__Given request__: Would you print the records below from the first line through the line containing "const headers = ['品种名称', '涨幅', '收盘价', '今结', '成交金额', '持仓'];", skipping the pictures?

------------

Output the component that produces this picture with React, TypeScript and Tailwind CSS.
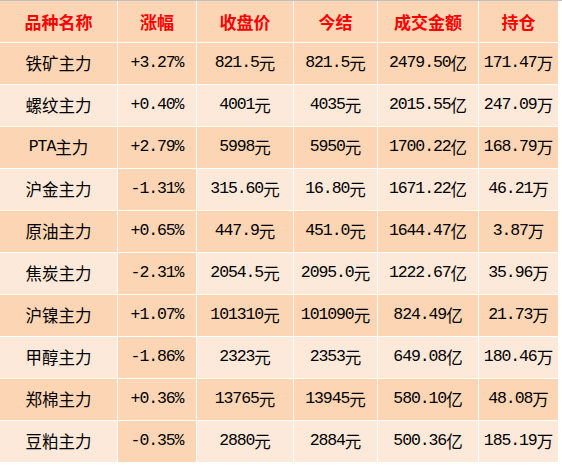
import React from 'react';

interface Row {
  name: string;
  change: string;
  close: string;
  settle: string;
  turnover: string;
  position: string;
}

const headers = ['品种名称', '涨幅', '收盘价', '今结', '成交金额', '持仓'];

const rows: Row[] = [
  { name: '铁矿主力', change: '+3.27%', close: '821.5元', settle: '821.5元', turnover: '2479.50亿', position: '171.47万' },
  { name: '螺纹主力', change: '+0.40%', close: '4001元', settle: '4035元', turnover: '2015.55亿', position: '247.09万' },
  { name: 'PTA主力', change: '+2.79%', close: '5998元', settle: '5950元', turnover: '1700.22亿', position: '168.79万' },
  { name: '沪金主力', change: '-1.31%', close: '315.60元', settle: '16.80元', turnover: '1671.22亿', position: '46.21万' },
  { name: '原油主力', change: '+0.65%', close: '447.9元', settle: '451.0元', turnover: '1644.47亿', position: '3.87万' },
  { name: '焦炭主力', change: '-2.31%', close: '2054.5元', settle: '2095.0元', turnover: '1222.67亿', position: '35.96万' },
  { name: '沪镍主力', change: '+1.07%', close: '101310元', settle: '101090元', turnover: '824.49亿', position: '21.73万' },
  { name: '甲醇主力', change: '-1.86%', close: '2323元', settle: '2353元', turnover: '649.08亿', position: '180.46万' },
  { name: '郑棉主力', change: '+0.36%', close: '13765元', settle: '13945元', turnover: '580.10亿', position: '48.08万' },
  { name: '豆粕主力', change: '-0.35%', close: '2880元', settle: '2884元', turnover: '500.36亿', position: '185.19万' },
];

const DARK = 'bg-[#fcd5b4]';
const LIGHT = 'bg-[#fde9d9]';

// half-width digits like the spreadsheet font: ascii in a mono face, CJK in Noto
const Mixed: React.FC<{ text: string }> = ({ text }) => {
  const parts = text.match(/[\x00-\x7f]+|[^\x00-\x7f]+/g) || [];
  return (
    <>
      {parts.map((p, k) =>
        /^[\x00-\x7f]/.test(p) ? (
          <span key={k} className="font-['Liberation_Mono',monospace] text-[16.5px] tracking-[-1.1px]">
            {p}
          </span>
        ) : (
          <span key={k} className="font-['Noto_Sans_CJK_SC',sans-serif] text-[16.5px]">
            {p}
          </span>
        )
      )}
    </>
  );
};

const App: React.FC = () => {
  return (
    <div className="w-[562px] h-[465px] bg-white border-t border-[#c0c0c0] font-['Noto_Sans_CJK_SC',sans-serif]">
      <div className="grid w-[558px] grid-cols-[117px_78px_96px_83px_100px_79px] auto-rows-[41px] gap-px bg-white">
        {/* header */}
        {headers.map((h) => (
          <div key={h} className={`${DARK} flex items-center justify-center text-[17px] font-bold text-[#ff0000]`}>
            {h}
          </div>
        ))}

        {/* body rows: odd rows light, the 涨幅 column stays dark except on 螺纹 */}
        {rows.map((r, i) => {
          const bg = i % 2 === 0 ? DARK : LIGHT;
          const changeBg = i === 1 ? LIGHT : DARK;
          const cells = [r.name, r.change, r.close, r.settle, r.turnover, r.position];
          return cells.map((c, j) => (
            <div
              key={`${i}-${j}`}
              className={`${j === 1 ? changeBg : bg} flex items-center justify-center whitespace-nowrap text-black`}
            >
              <Mixed text={c} />
            </div>
          ));
        })}
      </div>
    </div>
  );
};

export default App;
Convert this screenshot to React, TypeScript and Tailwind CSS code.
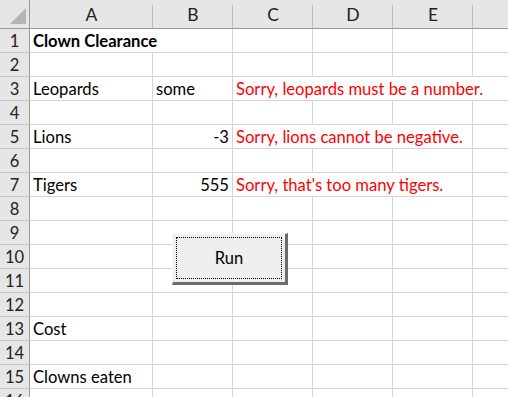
type Cell = {
  text?: string;
  span?: number;
  align?: "left" | "right";
  red?: boolean;
  bold?: boolean;
};

// column widths, each including its 1px right gridline
const widths = [123, 80, 80, 80, 80, 80];
const letters = ["A", "B", "C", "D", "E", ""];

const rows: Record<number, Cell[]> = {
  1: [{ text: "Clown Clearance", span: 2, bold: true }, {}, {}, {}, {}],
  3: [
    { text: "Leopards" },
    { text: "some" },
    { text: "Sorry, leopards must be a number.", span: 4, red: true },
  ],
  5: [
    { text: "Lions" },
    { text: "-3", align: "right" },
    { text: "Sorry, lions cannot be negative.", span: 3, red: true },
    {},
  ],
  7: [
    { text: "Tigers" },
    { text: "555", align: "right" },
    { text: "Sorry, that's too many tigers.", span: 3, red: true },
    {},
  ],
  13: [{ text: "Cost" }, {}, {}, {}, {}, {}],
  15: [{ text: "Clowns eaten" }, {}, {}, {}, {}, {}],
};

function cellsFor(n: number): Cell[] {
  return rows[n] ?? [{}, {}, {}, {}, {}, {}];
}

function Row({ n }: { n: number }) {
  let col = 0;
  return (
    <div className="flex h-[24px] shrink-0">
      <div className="flex w-[30px] shrink-0 items-end justify-center border-r border-b border-r-[#9b9b9b] border-b-[#c8c8c8] bg-[#e6e6e6] pb-[1px] text-[16.5px] leading-[20px] text-[#222]">
        {n}
      </div>
      {cellsFor(n).map((c, i) => {
        const span = c.span ?? 1;
        const w = widths.slice(col, col + span).reduce((a, b) => a + b, 0);
        col += span;
        return (
          <div
            key={i}
            style={{ width: w }}
            className={`flex shrink-0 items-end overflow-visible whitespace-nowrap border-r border-b border-[#d4d4d4] px-[3px] pb-[1px] text-[16.6px] leading-[20px] ${
              c.align === "right" ? "justify-end" : "justify-start"
            } ${c.red ? "text-[#ff0000]" : "text-black"} ${c.bold ? "font-bold" : ""}`}
          >
            {c.text}
          </div>
        );
      })}
    </div>
  );
}

export default function App() {
  const nums = Array.from({ length: 16 }, (_, i) => i + 1);
  return (
    <div className="relative h-[397px] w-[508px] overflow-hidden bg-white font-['Lato',sans-serif]">
      <div className="flex h-[29px] shrink-0 border-b border-[#9b9b9b] bg-[#e6e6e6]">
        <div className="relative w-[30px] shrink-0 border-r border-[#9b9b9b]">
          <svg className="absolute left-[10px] top-[8px]" width="16" height="16" viewBox="0 0 16 16">
            <polygon points="16,0 16,16 0,16" fill="#b4b4b4" />
          </svg>
        </div>
        {letters.map((l, i) => (
          <div
            key={i}
            style={{ width: widths[i] }}
            className="relative flex shrink-0 items-center justify-center pt-[2px] text-[17.5px] text-[#222]"
          >
            {l}
            <span className="absolute right-0 top-[5px] bottom-0 w-px bg-[#bdbdbd]" />
          </div>
        ))}
      </div>
      {nums.map((n) => (
        <Row key={n} n={n} />
      ))}

      <button className="absolute left-[172px] top-[233px] flex h-[52px] w-[116px] border-t border-l border-t-[#fafafa] border-l-[#fafafa] border-r-[3px] border-b-[3px] border-r-[#6b6b6b] border-b-[#6b6b6b] bg-[#efefef] p-[3px]">
        <span className="flex h-full w-full items-center justify-center border border-dotted border-black text-[16.5px] text-black">
          Run
        </span>
      </button>
    </div>
  );
}
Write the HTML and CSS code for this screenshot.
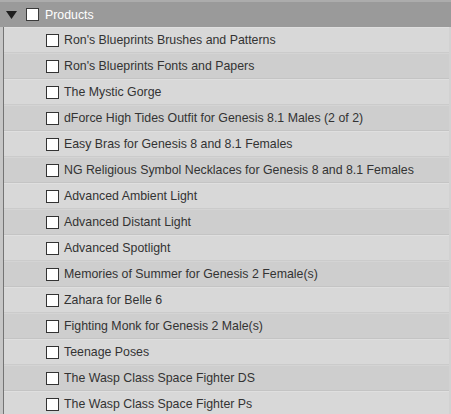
FILE: index.html
```html
<!DOCTYPE html>
<html>
<head>
<meta charset="utf-8">
<link rel="stylesheet" href="styles.css">
</head>
<body>
<div class="tree">
  <div class="header">
    <svg class="arrow" width="11" height="8" viewBox="0 0 11 8"><polygon points="0,0 11,0 5.5,8" fill="#1e1e1e"/></svg>
    <span class="box"></span>
    <span class="label">Products</span>
  </div>
  <div class="children">
    <div class="row"><span class="box"></span><span class="text">Ron's Blueprints Brushes and Patterns</span></div>
    <div class="row"><span class="box"></span><span class="text">Ron's Blueprints Fonts and Papers</span></div>
    <div class="row"><span class="box"></span><span class="text">The Mystic Gorge</span></div>
    <div class="row"><span class="box"></span><span class="text">dForce High Tides Outfit for Genesis 8.1 Males (2 of 2)</span></div>
    <div class="row"><span class="box"></span><span class="text">Easy Bras for Genesis 8 and 8.1 Females</span></div>
    <div class="row"><span class="box"></span><span class="text">NG Religious Symbol Necklaces for Genesis 8 and 8.1 Females</span></div>
    <div class="row"><span class="box"></span><span class="text">Advanced Ambient Light</span></div>
    <div class="row"><span class="box"></span><span class="text">Advanced Distant Light</span></div>
    <div class="row"><span class="box"></span><span class="text">Advanced Spotlight</span></div>
    <div class="row"><span class="box"></span><span class="text">Memories of Summer for Genesis 2 Female(s)</span></div>
    <div class="row"><span class="box"></span><span class="text">Zahara for Belle 6</span></div>
    <div class="row"><span class="box"></span><span class="text">Fighting Monk for Genesis 2 Male(s)</span></div>
    <div class="row"><span class="box"></span><span class="text">Teenage Poses</span></div>
    <div class="row"><span class="box"></span><span class="text">The Wasp Class Space Fighter DS</span></div>
    <div class="row"><span class="box"></span><span class="text">The Wasp Class Space Fighter Ps</span></div>
  </div>
</div>
</body>
</html>
```
FILE: styles.css
```css
html, body {
  margin: 0;
  padding: 0;
  background: #d2d2d2;
  overflow: hidden;
}
.tree {
  width: 451px;
  height: 414px;
  font-family: Arial, "Liberation Sans", sans-serif;
  font-size: 12.35px;
}
.header {
  height: 27px;
  box-sizing: border-box;
  background: #9a9a9a;
  border-top: 2px solid #acacac;
  display: flex;
  align-items: center;
  padding-left: 6px;
}
.arrow {
  display: block;
  margin-top: 1px;
}
.header .box {
  margin-left: 9px;
  border-color: #3a3a3a;
}
.header .label {
  margin-left: 6px;
  color: #ffffff;
  font-size: 12.35px;
}
.children {
  position: relative;
  border-left: 3px solid #c6c6c6;
}
.children::before {
  content: "";
  position: absolute;
  left: 0;
  top: 0;
  bottom: 0;
  width: 1px;
  background: #747474;
}
.row {
  height: 26px;
  box-sizing: border-box;
  display: flex;
  align-items: center;
  padding-left: 43px;
  background: #d8d8d8;
  border-top: 1px solid #dfdfdf;
  border-bottom: 1px solid #cbcbcb;
  margin-right: 2px;
}
.row:nth-child(even) {
  background: #cecece;
  border-top-color: #d4d4d4;
  border-bottom-color: #c4c4c4;
}
.box {
  width: 11px;
  height: 11px;
  background: #ffffff;
  border: 1px solid #333333;
  flex: none;
  display: block;
}
.text {
  margin-left: 5px;
  color: #333333;
  white-space: nowrap;
}
```
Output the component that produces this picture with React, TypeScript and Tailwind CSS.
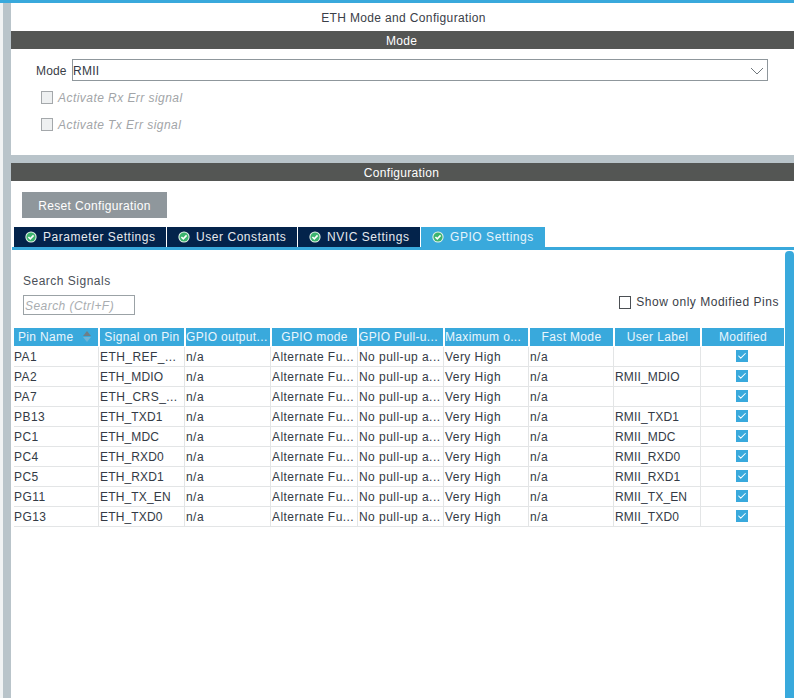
import React from 'react';
import { Check } from 'lucide-react';

const headers = ['Pin Name', 'Signal on Pin', 'GPIO output...', 'GPIO mode', 'GPIO Pull-u...', 'Maximum o...', 'Fast Mode', 'User Label', 'Modified'];

const rows = [
  ['PA1', 'ETH_REF_...', ''],
  ['PA2', 'ETH_MDIO', 'RMII_MDIO'],
  ['PA7', 'ETH_CRS_...', ''],
  ['PB13', 'ETH_TXD1', 'RMII_TXD1'],
  ['PC1', 'ETH_MDC', 'RMII_MDC'],
  ['PC4', 'ETH_RXD0', 'RMII_RXD0'],
  ['PC5', 'ETH_RXD1', 'RMII_RXD1'],
  ['PG11', 'ETH_TX_EN', 'RMII_TX_EN'],
  ['PG13', 'ETH_TXD0', 'RMII_TXD0'],
];

const tabs = [
  { label: 'Parameter Settings', width: 'w-[152px]' },
  { label: 'User Constants', width: 'w-[130px]' },
  { label: 'NVIC Settings', width: 'w-[122px]' },
  { label: 'GPIO Settings', width: 'w-[124px]', active: true },
];

const columns = 'grid-cols-[85px_86px_86px_87px_86px_85px_85px_87px_84px]';

const TabCheck = () => (
  <svg width="12" height="12" viewBox="0 0 12 12" className="shrink-0">
    <circle cx="6" cy="6" r="5.6" fill="#e8f3ec" />
    <circle cx="6" cy="6" r="4.6" fill="#3cb46e" />
    <path d="M3.4 6 5.3 7.9 8.6 4.4" fill="none" stroke="#ffffff" strokeWidth="1.6" />
  </svg>
);

const SectionHeader = ({ title }: { title: string }) => (
  <div className="h-[18px] bg-[#545654] pr-[2px] text-center text-[12px] leading-[20px] tracking-[0.3px] text-white">{title}</div>
);

const ErrOption = ({ label }: { label: string }) => (
  <div className="flex h-[27px] items-center pl-[30px]">
    <span className="h-[13px] w-[12px] border border-[#a4a8ab] bg-[#eef0f1]" />
    <span className="ml-[5px] text-[12px] italic tracking-[0.45px] text-[#a2a5a8]">{label}</span>
  </div>
);

const App = () => {
  return (
    <div className="flex h-[698px] w-[794px] flex-col overflow-hidden bg-white font-['Liberation_Sans',Arial,sans-serif] text-[#333a45]">
      <div className="h-[3px] shrink-0 bg-[#39a9dc]" />
      <div className="flex min-h-0 flex-1">
        <div className="w-[3px] shrink-0 bg-[#f1f3f4]" />
        <div className="w-[8px] shrink-0 bg-[#b9c4ca]" />
        <div className="flex min-w-0 flex-1 flex-col">
          <div className="h-[28px] pl-[2px] pt-[8px] text-center text-[12px] leading-[15px] tracking-[0.35px] text-[#3a4048]">ETH Mode and Configuration</div>
          <SectionHeader title="Mode" />

          <div className="h-[106px]">
            <div className="flex items-center pt-[10px]">
              <span className="ml-[25px] w-[36px] pt-[1px] text-[12px] tracking-[0.15px] text-[#3a4048]">Mode</span>
              <div className="flex h-[22px] w-[696px] items-center justify-between border border-[#8f979c] pr-[2px] pt-[1px] text-[12px] tracking-[0.25px] text-[#333a45]">
                <span>RMII</span>
                <svg width="14" height="8" viewBox="0 0 14 8" className="mr-[1px]">
                  <path d="M1 1 7 7 13 1" fill="none" stroke="#70777c" strokeWidth="1" />
                </svg>
              </div>
            </div>
            <div className="pt-[3px]">
              <ErrOption label="Activate Rx Err signal" />
              <ErrOption label="Activate Tx Err signal" />
            </div>
          </div>

          <div className="h-[8px] bg-[#b9c4ca]" />
          <SectionHeader title="Configuration" />

          <div className="pl-[11px] pt-[11px]">
            <div className="flex h-[26px] w-[145px] items-center justify-center bg-[#8f979c] pt-[1px] text-[12px] tracking-[0.35px] text-white">Reset Configuration</div>
          </div>

          <div className="ml-[3px] mt-[9px] flex h-[20px] gap-[1px]">
            {tabs.map((tab) => (
              <div
                key={tab.label}
                className={`flex items-center gap-[6px] pl-[11px] ${tab.width} text-[12px] tracking-[0.55px] ${tab.active ? 'bg-[#39a9dc] text-[#e6f4fb]' : 'bg-[#03234b] text-[#e6e9ee]'}`}
              >
                <TabCheck />
                <span>{tab.label}</span>
              </div>
            ))}
          </div>
          <div className="ml-[1px] h-[3px] bg-[#39a9dc]" />

          <div className="flex min-h-0 flex-1">
            <div className="min-w-0 flex-1">
              <div className="flex h-[78px] items-start justify-between pl-[12px]">
                <div className="pt-[24px]">
                  <div className="text-[12px] leading-[15px] tracking-[0.5px] text-[#4b5058]">Search Signals</div>
                  <div className="mt-[6px] flex h-[20px] w-[112px] items-center border border-[#9ba2a6] pl-[1px] pt-[1px] text-[12px] italic tracking-[0.45px] text-[#a9adb0]">Search (Ctrl+F)</div>
                </div>
                <div className="mt-[45px] flex items-center pr-[6px]">
                  <span className="h-[13px] w-[12px] border border-[#4b4f53]" />
                  <span className="ml-[5px] text-[12px] leading-[15px] tracking-[0.52px] text-[#3a4048]">Show only Modified Pins</span>
                </div>
              </div>

              <div className={`ml-[3px] grid w-[771px] ${columns}`}>
                {headers.map((header, i) => (
                  <div
                    key={header}
                    className={`relative mb-[1px] flex h-[18px] items-center bg-[#39a9dc] text-[12px] tracking-[0.35px] text-[#eaf6fc] ${i === 0 ? 'mr-[1px] justify-start pl-[4px]' : 'mx-[1px]'} ${i === 2 || i === 4 || i === 5 ? 'justify-start' : ''} ${i !== 0 && i !== 2 && i !== 4 && i !== 5 ? 'justify-center' : ''}`}
                  >
                    {header}
                    {i === 0 && (
                      <span className="absolute right-[7px] top-[3px] flex flex-col gap-[1px]">
                        <span className="h-0 w-0 border-x-[4px] border-b-[5px] border-x-transparent border-b-[#6f7f87]" />
                        <span className="h-0 w-0 border-x-[4px] border-t-[5px] border-x-transparent border-t-[#6fb4d6]" />
                      </span>
                    )}
                  </div>
                ))}
                {rows.map((row) => {
                  const cells = [row[0], row[1], 'n/a', 'Alternate Fu...', 'No pull-up a...', 'Very High', 'n/a', row[2]];
                  return (
                    <React.Fragment key={row[0]}>
                      {cells.map((cell, i) => (
                        <div
                          key={i}
                          className={`flex h-[20px] items-center overflow-hidden whitespace-nowrap border-b border-r border-[#e3e5e6] text-[12px] text-[#333a45] ${i === 0 ? 'pl-0' : 'pl-[1px]'} ${i === 7 || (i === 1 && !cell.endsWith('...')) ? 'tracking-[0.15px]' : 'tracking-[0.45px]'}`}
                        >
                          {cell}
                        </div>
                      ))}
                      <div className="flex h-[20px] items-center justify-center border-b border-[#e3e5e6] pb-[1px] pr-[2px]">
                        <span className="flex h-[12px] w-[12px] items-center justify-center bg-[#39a9dc]">
                          <Check className="h-[10px] w-[10px] text-white" strokeWidth={2.5} />
                        </span>
                      </div>
                    </React.Fragment>
                  );
                })}
              </div>
            </div>
            <div className="mt-[1px] w-[9px] shrink-0 rounded-t-[4px] bg-[#39a9dc]" />
          </div>
        </div>
      </div>
    </div>
  );
};

export default App;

------------

__Problem solution__:
Output the component that produces this picture with React, TypeScript and Tailwind CSS.
import React from 'react';

interface Row {
  name: string;
  change: string;
  close: string;
  settle: string;
  turnover: string;
  position: string;
}

const headers = ['品种名称', '涨幅', '收盘价', '今结', '成交金额', '持仓'];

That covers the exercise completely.